Mon, 06 Mar 2000

List of hot money centers getting longer

By Sue Kendall

PARIS (AFP): Work is progressing on the first official "hit list" of global money-laundering centers, with the ultimate threat of an international boycott of those who refuse to mend their ways.

Working groups from the 28-member Financial Action Task Force on money laundering (FATF) are studying a number of suspect jurisdictions, and hope that a preliminary list could be ready for a meeting here in June, said FATF head Patrick Moulette.

The inquiries are based on an FATF report published in February which for the first time detailed 25 criteria for identifying jurisdictions not cooperating in the fight against money-laundering and possible sanctions against offenders.

These included as an "ultimate recourse" the possibility of restricting or even banning all financial transactions with such jurisdictions.

The FATF would like to have a list of non-cooperating territories ready by June, "but we are not committing ourselves to that.
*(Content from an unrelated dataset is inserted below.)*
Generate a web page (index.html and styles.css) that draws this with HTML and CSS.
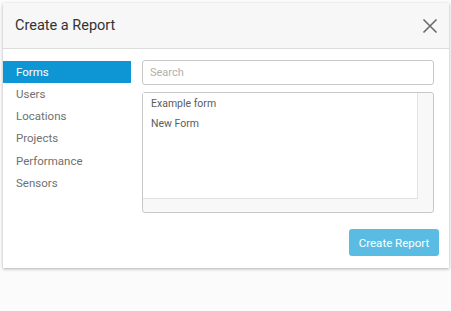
FILE: index.html
```html
<!DOCTYPE html>
<html lang="en">
<head>
  <meta charset="UTF-8" />
  <title>Create a Report</title>
  <link rel="stylesheet" href="styles.css">
</head>
<body>
  <div class="dialog">
    <div class="dialog-header">
      <h2>Create a Report</h2>
      <button class="close-btn" aria-label="Close">
        <svg width="16" height="16" viewBox="0 0 16 16">
          <path d="M1.5 1.5 L14.5 14.5 M14.5 1.5 L1.5 14.5" stroke="#6b6b6b" stroke-width="1.6" fill="none"/>
        </svg>
      </button>
    </div>

    <div class="dialog-body">
      <ul class="sidebar">
        <li class="active">Forms</li>
        <li>Users</li>
        <li>Locations</li>
        <li>Projects</li>
        <li>Performance</li>
        <li>Sensors</li>
      </ul>

      <div class="main">
        <input class="search" type="text" placeholder="Search">
        <div class="list-box">
          <div class="list-items">
            <div class="list-item">Example form</div>
            <div class="list-item">New Form</div>
          </div>
        </div>
      </div>
    </div>

    <div class="dialog-footer">
      <button class="create-btn">Create Report</button>
    </div>
  </div>
</body>
</html>
```

FILE: styles.css
```css
* {
  margin: 0;
  padding: 0;
  box-sizing: border-box;
}

body {
  font-family: Roboto, 'Liberation Sans', sans-serif;
  background: #fbfbfb;
  min-height: 100vh;
  color: #666;
}

.dialog {
  margin: 3px 0 0 3px;
  width: 446px;
  background: #fff;
  box-shadow: 0 1px 3px rgba(0,0,0,0.3);
}

.dialog-header {
  height: 46px;
  display: flex;
  align-items: center;
  justify-content: space-between;
  padding: 0 11px 0 12px;
  background: #f7f7f7;
  border-bottom: 1px solid #dcdcdc;
}

.dialog-header h2 {
  font-size: 14.5px;
  font-weight: 400;
  color: #333;
}

.close-btn {
  background: none;
  border: none;
  width: 16px;
  height: 16px;
  display: flex;
  cursor: pointer;
}

.dialog-body {
  display: flex;
  gap: 11px;
  padding: 12px 15px 0 0;
}

.sidebar {
  list-style: none;
  width: 128px;
}

.sidebar li {
  height: 22px;
  line-height: 22px;
  padding-left: 13px;
  font-size: 11.5px;
  color: #707070;
}

.sidebar li:nth-child(n+4) {
  height: 22.5px;
  line-height: 22.5px;
}

.sidebar li.active {
  background: #0d96d3;
  color: #fff;
}

.main {
  flex: 1;
  display: flex;
  flex-direction: column;
  gap: 7px;
  margin-top: -1px;
}

.search {
  height: 25px;
  border: 1px solid #c8c8c8;
  border-radius: 3px;
  padding: 0 7px;
  font-family: inherit;
  font-size: 11px;
  outline: none;
}

.search::placeholder {
  color: #b0b0b0;
}

.list-box {
  height: 121px;
  border: 1px solid #c8c8c8;
  border-radius: 3px;
  background: #f8f8f8;
  padding: 0 15px 13px 0;
}

.list-items {
  height: 100%;
  background: #fff;
  border-right: 1px solid #e2e2e2;
  border-bottom: 1px solid #e2e2e2;
  padding-top: 1px;
}

.list-item {
  height: 20px;
  line-height: 20px;
  padding-left: 8px;
  font-size: 10.5px;
  color: #5c5c5c;
}

.dialog-footer {
  display: flex;
  justify-content: flex-end;
  padding: 16px 10px 12px;
}

.create-btn {
  width: 90px;
  height: 27px;
  background: #5bbce3;
  color: #fff;
  border: none;
  border-radius: 3px;
  font-family: inherit;
  font-size: 11.5px;
  cursor: pointer;
}
```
We are trying to progress quickly, but this is not a task that can be undertaken lightly," Moulette said.

He said he could not give a list of countries being investigated, stressing that an inquiry did not mean a country was necessarily going to be declared "non-cooperative," and that before such a judgment were made, the territory would be asked to give its views.

The subject is a delicate one, and in a bid to ensure that its action was seen as treating all equally, the FATF began by drawing up a list of policies and regulations seen as "non- cooperative" with international efforts to curb money-laundering.

These range from "excessive" bank secrecy to jurisdictions which refuse outright to cooperate with international criminal enquiries.

The FATF has stressed that its action will cover FATF members as well as non-members and in a striking example of its willingness to be tough, last month announced it would suspend member Austria if it does not end its own system of anonymous savings accounts.

"The FATF is the only international organization" to have taken such action, and "this kind of measure can strengthen our position when we talk to non-members" as it shows the FATF is willing to act even against its own members if necessary, Moulette said.

The FATF says it cannot put a figure on the amount of criminal money being laundered worldwide, but the problem is a huge one.

In the case of Austria, for example, there are an estimated 25 million accounts in existence for a population of just eight million people, containing some 120 billion euros (dollars) according to official figures. Austrian banks say some 90 percent of it is in anonymous accounts.

The European Union has not waited for the FATF to start taking action -- EU finance ministers last Monday asked the European Commission to investigate Liechtenstein, described by Germany's finance minister as "a worm in the European fruit" for allegedly fostering a myriad of money-launderers and tax dodgers.

Leichtenstein responded that it was willing to cooperate, but said it had been used by money-launderers to a far lesser extent than other European countries.

The FATF acknowledges that identifying non-cooperative jurisdictions and persuading them to mend their ways is likely to take time, and in the meantime money-laundering has already become such a problem for private banks that some are taking action of their own.

Deutsche Bank and Bankers Trust, who operate the SWIFT fund transfer system used by 300 banks worldwide, in December banned all U.S. dollar transactions involving the Pacific territories of Nauru, Palau and Vanuatu because of alleged use of these centers to launder money by the Russian mafia or South American drug cartels.

The Bank of New York and Republic National Bank in the United States followed suit.

"When the banks themselves take such action, it means the problem is serious," Moulette noted.

The latest FATF action is part of moves to reform the international financial system in the wake of the Asian and Russian crises.

Finance ministers from the Group of Seven (G-7) industrial countries in a statement after their meeting in Tokyo in January urged the FATF to complete the list "expeditiously."

Both the G-7 and the FATF are also urging the International Monetary Fund and World Bank to play a greater role in the anti- money-laundering battle, although quite how is not clear.

Moulette said that the FATF could not "dictate" to these institutions, but "in an ideal world they could play an important role."

The FATF members are: Australia, Austria, Belgium, Britain, Canada, Denmark, Finland, France, Germany, Greece, Hong Kong, Iceland, Ireland, Italy, Japan, Luxembourg, Netherlands, New Zealand, Norway, Portugal, Singapore, Spain, Sweden, Switzerland, Turkey, United States, plus the European Commission and the Gulf Cooperation Council.